**Source excerpt**
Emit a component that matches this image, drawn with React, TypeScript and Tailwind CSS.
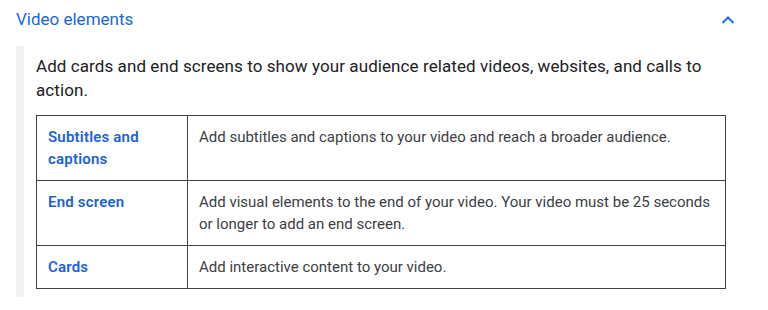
const rows = [
  {
    name: "Subtitles and captions",
    text: "Add subtitles and captions to your video and reach a broader audience.",
  },
  {
    name: "End screen",
    text: "Add visual elements to the end of your video. Your video must be 25 seconds or longer to add an end screen.",
  },
  { name: "Cards", text: "Add interactive content to your video." },
];

export default function App() {
  return (
    <div className="h-[310px] w-[768px] bg-white font-['Roboto',sans-serif]">
      <div className="flex h-[40px] items-center justify-between pl-4 pr-[28px]">
        <h2 className="text-[17px] font-normal text-[#1a66d8]">Video elements</h2>
        <svg width="24" height="24" viewBox="0 0 24 24" className="text-[#1a73e8]">
          <path d="M6.5 15 L12 9.5 L17.5 15" fill="none" stroke="currentColor" strokeWidth="2" />
        </svg>
      </div>
      <div className="ml-4 mt-[6px] mr-[42px] border-l-[8px] border-[#f1f3f4] pb-2 pl-3 pt-2">
        <p className="text-[17px] leading-6 tracking-[0.08px] text-[#202124]">
          Add cards and end screens to show your audience related videos, websites, and calls to action.
        </p>
        <table className="mt-[13px] w-[690px] border-collapse text-[15px] leading-[22px]">
          <tbody>
            {rows.map((row) => (
              <tr key={row.name}>
                <td className="w-[151px] border border-[#3c4043] px-[11px] py-[10px] align-top font-semibold tracking-[0.2px] text-[#1a62d6]">
                  {row.name}
                </td>
                <td className="border border-[#3c4043] px-[11px] py-[10px] align-top text-[#3c4043]">
                  {row.text}
                </td>
              </tr>
            ))}
          </tbody>
        </table>
      </div>
    </div>
  );
}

**Task directions**
Transcribe the material exactly, and leave out whatever pictures it holds.

**Result of this task**
Emit a component that matches this image, drawn with React, TypeScript and Tailwind CSS.
const rows = [
  {
    name: "Subtitles and captions",
    text: "Add subtitles and captions to your video and reach a broader audience.",
  },
  {
    name: "End screen",
    text: "Add visual elements to the end of your video. Your video must be 25 seconds or longer to add an end screen.",
  },
  { name: "Cards", text: "Add interactive content to your video." },
];

export default function App() {
  return (
    <div className="h-[310px] w-[768px] bg-white font-['Roboto',sans-serif]">
      <div className="flex h-[40px] items-center justify-between pl-4 pr-[28px]">
        <h2 className="text-[17px] font-normal text-[#1a66d8]">Video elements</h2>
        <svg width="24" height="24" viewBox="0 0 24 24" className="text-[#1a73e8]">
          <path d="M6.5 15 L12 9.5 L17.5 15" fill="none" stroke="currentColor" strokeWidth="2" />
        </svg>
      </div>
      <div className="ml-4 mt-[6px] mr-[42px] border-l-[8px] border-[#f1f3f4] pb-2 pl-3 pt-2">
        <p className="text-[17px] leading-6 tracking-[0.08px] text-[#202124]">
          Add cards and end screens to show your audience related videos, websites, and calls to action.
        </p>
        <table className="mt-[13px] w-[690px] border-collapse text-[15px] leading-[22px]">
          <tbody>
            {rows.map((row) => (
              <tr key={row.name}>
                <td className="w-[151px] border border-[#3c4043] px-[11px] py-[10px] align-top font-semibold tracking-[0.2px] text-[#1a62d6]">
                  {row.name}
                </td>
                <td className="border border-[#3c4043] px-[11px] py-[10px] align-top text-[#3c4043]">
                  {row.text}
                </td>
              </tr>
            ))}
          </tbody>
        </table>
      </div>
    </div>
  );
}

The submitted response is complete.